- _EXERCISE DIRECTIONS_
Skip the pictures and extract all of the lines exactly as written.

- _DATA SEGMENT_
..........

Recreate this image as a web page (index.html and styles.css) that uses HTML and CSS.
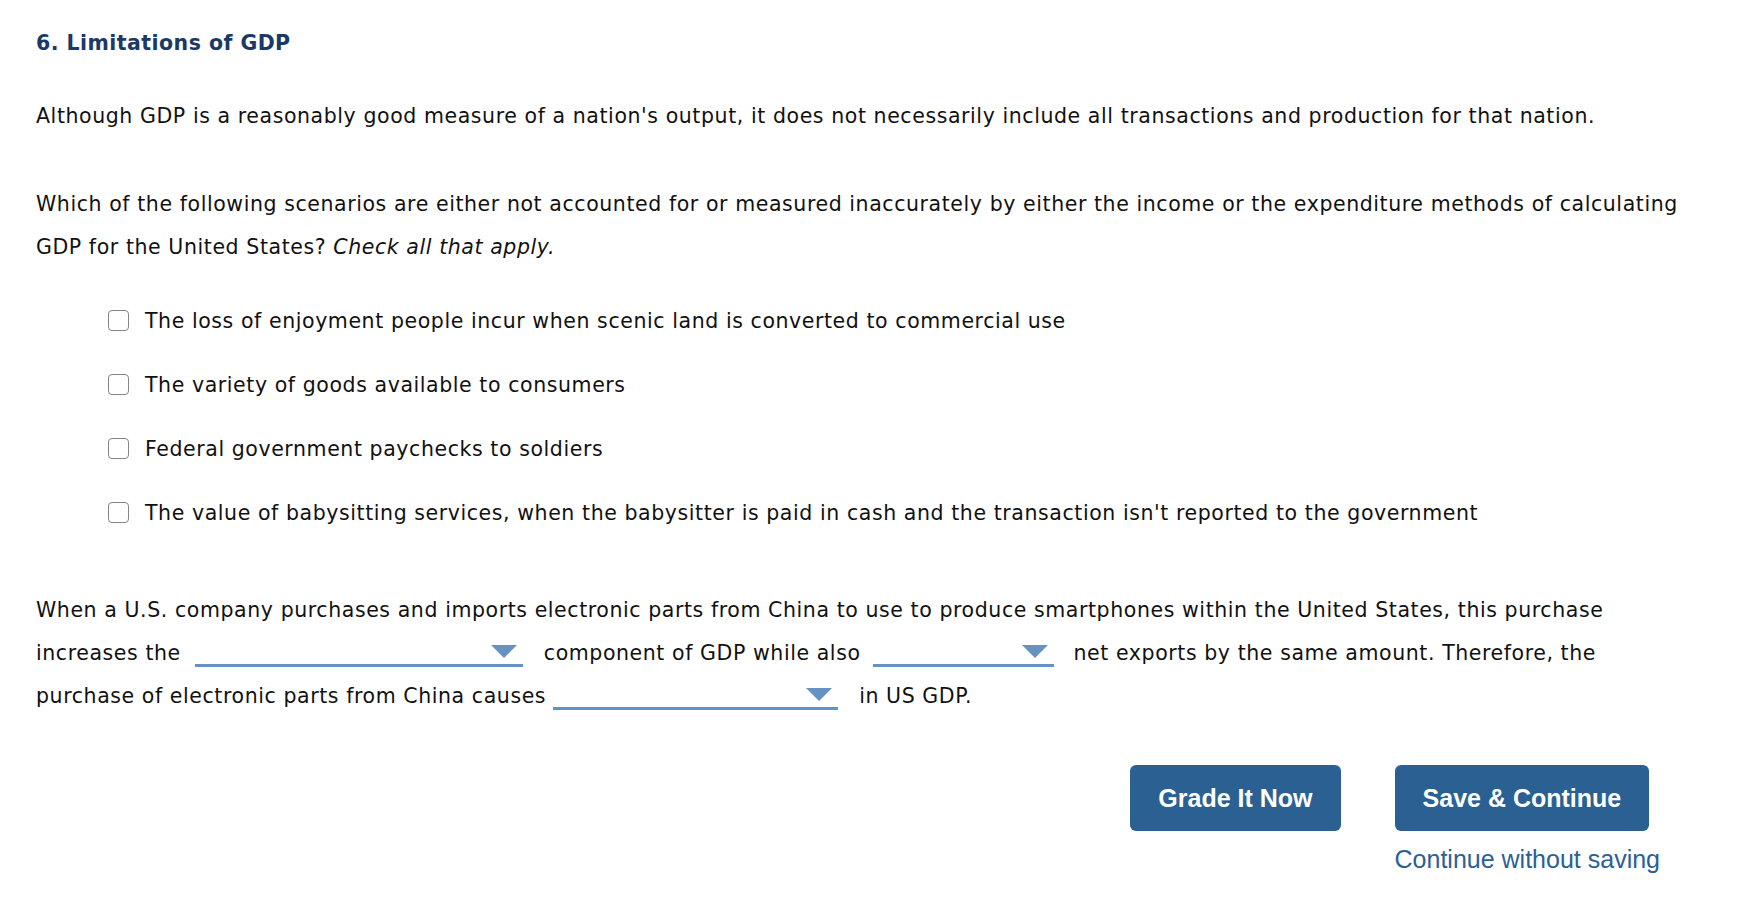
FILE: index.html
```html
<!DOCTYPE html>
<html lang="en">
<head>
<meta charset="utf-8">
<title>6. Limitations of GDP</title>
<link rel="stylesheet" href="styles.css">
</head>
<body>
<main class="page">
  <h2 class="title">6. Limitations of GDP</h2>
  <p class="para p-intro">Although GDP is a reasonably good measure of a nation's output, it does not necessarily include all transactions and production for that nation.</p>
  <p class="para p-question">Which of the following scenarios are either not accounted for or measured inaccurately by either the income or the expenditure methods of calculating GDP for the United States? <em>Check all that apply.</em></p>
  <ul class="choices">
    <li class="choice"><span class="box"></span><span class="label">The loss of enjoyment people incur when scenic land is converted to commercial use</span></li>
    <li class="choice"><span class="box"></span><span class="label">The variety of goods available to consumers</span></li>
    <li class="choice"><span class="box"></span><span class="label">Federal government paychecks to soldiers</span></li>
    <li class="choice"><span class="box"></span><span class="label">The value of babysitting services, when the babysitter is paid in cash and the transaction isn't reported to the government</span></li>
  </ul>
  <p class="para p-fill">When a U.S. company purchases and imports electronic parts from China to use to produce smartphones within the United States, this purchase increases the<span class="dd dd-1"><span class="arrow"></span></span>component of GDP while also<span class="dd dd-2"><span class="arrow"></span></span>net exports by the same amount. Therefore, the purchase of electronic parts from China causes<span class="dd dd-3"><span class="arrow"></span></span>in US GDP.</p>
  <div class="actions">
    <button class="btn">Grade It Now</button>
    <div class="save-col">
      <button class="btn">Save &amp; Continue</button>
      <a class="link" href="#">Continue without saving</a>
    </div>
  </div>
</main>
</body>
</html>
```

FILE: styles.css
```css
html, body {
  margin: 0;
  padding: 0;
  background: #ffffff;
}

.page {
  padding: 22px 50px 40px 36px;
  font-family: "DejaVu Sans", Verdana, sans-serif;
  font-size: 20.5px;
  letter-spacing: 0.58px;
  color: #111111;
}

.title {
  margin: 0 0 30px 0;
  font-size: 20.5px;
  letter-spacing: 0.45px;
  line-height: 43px;
  font-weight: bold;
  color: #1b3966;
}

.para {
  margin: 0;
  line-height: 43px;
}

.p-intro {
  margin-bottom: 45px;
}

.p-question {
  margin-bottom: 30px;
}

.choices {
  list-style: none;
  margin: 0 0 55px 0;
  padding: 0 0 0 72px;
}

.choice {
  display: flex;
  align-items: center;
  height: 43px;
  margin-bottom: 21px;
}

.choice:last-child {
  margin-bottom: 0;
}

.box {
  width: 19px;
  height: 19px;
  border: 1.5px solid #858585;
  border-radius: 4px;
  margin-right: 16px;
  flex: none;
}

.dd {
  display: inline-block;
  position: relative;
  vertical-align: middle;
  height: 22px;
  border-bottom: 3px solid #6592c2;
  margin: 0 21px 0 14px;
}

.dd-1 { width: 328px; }
.dd-2 { width: 181px; margin-left: 12px; margin-right: 20px; }
.dd-3 { width: 285px; margin-left: 7px; }

.arrow {
  position: absolute;
  right: 6px;
  top: 3px;
  width: 0;
  height: 0;
  border-left: 13px solid transparent;
  border-right: 13px solid transparent;
  border-top: 13px solid #6592c2;
}

.actions {
  display: flex;
  justify-content: flex-end;
  align-items: flex-start;
  gap: 54px;
  margin-top: 47px;
  padding-right: 29px;
  letter-spacing: 0;
}

.save-col {
  display: flex;
  flex-direction: column;
  align-items: flex-start;
}

.btn {
  height: 66px;
  padding: 0 28px;
  border: none;
  border-radius: 6px;
  background: #2a6092;
  color: #ffffff;
  font-family: "Liberation Sans", Arial, sans-serif;
  font-weight: bold;
  font-size: 25px;
  letter-spacing: 0;
  cursor: pointer;
}

.link {
  margin-top: 14px;
  font-family: "Liberation Sans", Arial, sans-serif;
  font-size: 25px;
  line-height: 28px;
  color: #2a6096;
  text-decoration: none;
}
```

..........

- _SOLUTION TO THE EXERCISE_
Recreate this image as a web page (index.html and styles.css) that uses HTML and CSS.
FILE: index.html
```html
<!DOCTYPE html>
<html lang="en">
<head>
<meta charset="utf-8">
<title>6. Limitations of GDP</title>
<link rel="stylesheet" href="styles.css">
</head>
<body>
<main class="page">
  <h2 class="title">6. Limitations of GDP</h2>
  <p class="para p-intro">Although GDP is a reasonably good measure of a nation's output, it does not necessarily include all transactions and production for that nation.</p>
  <p class="para p-question">Which of the following scenarios are either not accounted for or measured inaccurately by either the income or the expenditure methods of calculating GDP for the United States? <em>Check all that apply.</em></p>
  <ul class="choices">
    <li class="choice"><span class="box"></span><span class="label">The loss of enjoyment people incur when scenic land is converted to commercial use</span></li>
    <li class="choice"><span class="box"></span><span class="label">The variety of goods available to consumers</span></li>
    <li class="choice"><span class="box"></span><span class="label">Federal government paychecks to soldiers</span></li>
    <li class="choice"><span class="box"></span><span class="label">The value of babysitting services, when the babysitter is paid in cash and the transaction isn't reported to the government</span></li>
  </ul>
  <p class="para p-fill">When a U.S. company purchases and imports electronic parts from China to use to produce smartphones within the United States, this purchase increases the<span class="dd dd-1"><span class="arrow"></span></span>component of GDP while also<span class="dd dd-2"><span class="arrow"></span></span>net exports by the same amount. Therefore, the purchase of electronic parts from China causes<span class="dd dd-3"><span class="arrow"></span></span>in US GDP.</p>
  <div class="actions">
    <button class="btn">Grade It Now</button>
    <div class="save-col">
      <button class="btn">Save &amp; Continue</button>
      <a class="link" href="#">Continue without saving</a>
    </div>
  </div>
</main>
</body>
</html>
```

FILE: styles.css
```css
html, body {
  margin: 0;
  padding: 0;
  background: #ffffff;
}

.page {
  padding: 22px 50px 40px 36px;
  font-family: "DejaVu Sans", Verdana, sans-serif;
  font-size: 20.5px;
  letter-spacing: 0.58px;
  color: #111111;
}

.title {
  margin: 0 0 30px 0;
  font-size: 20.5px;
  letter-spacing: 0.45px;
  line-height: 43px;
  font-weight: bold;
  color: #1b3966;
}

.para {
  margin: 0;
  line-height: 43px;
}

.p-intro {
  margin-bottom: 45px;
}

.p-question {
  margin-bottom: 30px;
}

.choices {
  list-style: none;
  margin: 0 0 55px 0;
  padding: 0 0 0 72px;
}

.choice {
  display: flex;
  align-items: center;
  height: 43px;
  margin-bottom: 21px;
}

.choice:last-child {
  margin-bottom: 0;
}

.box {
  width: 19px;
  height: 19px;
  border: 1.5px solid #858585;
  border-radius: 4px;
  margin-right: 16px;
  flex: none;
}

.dd {
  display: inline-block;
  position: relative;
  vertical-align: middle;
  height: 22px;
  border-bottom: 3px solid #6592c2;
  margin: 0 21px 0 14px;
}

.dd-1 { width: 328px; }
.dd-2 { width: 181px; margin-left: 12px; margin-right: 20px; }
.dd-3 { width: 285px; margin-left: 7px; }

.arrow {
  position: absolute;
  right: 6px;
  top: 3px;
  width: 0;
  height: 0;
  border-left: 13px solid transparent;
  border-right: 13px solid transparent;
  border-top: 13px solid #6592c2;
}

.actions {
  display: flex;
  justify-content: flex-end;
  align-items: flex-start;
  gap: 54px;
  margin-top: 47px;
  padding-right: 29px;
  letter-spacing: 0;
}

.save-col {
  display: flex;
  flex-direction: column;
  align-items: flex-start;
}

.btn {
  height: 66px;
  padding: 0 28px;
  border: none;
  border-radius: 6px;
  background: #2a6092;
  color: #ffffff;
  font-family: "Liberation Sans", Arial, sans-serif;
  font-weight: bold;
  font-size: 25px;
  letter-spacing: 0;
  cursor: pointer;
}

.link {
  margin-top: 14px;
  font-family: "Liberation Sans", Arial, sans-serif;
  font-size: 25px;
  line-height: 28px;
  color: #2a6096;
  text-decoration: none;
}
```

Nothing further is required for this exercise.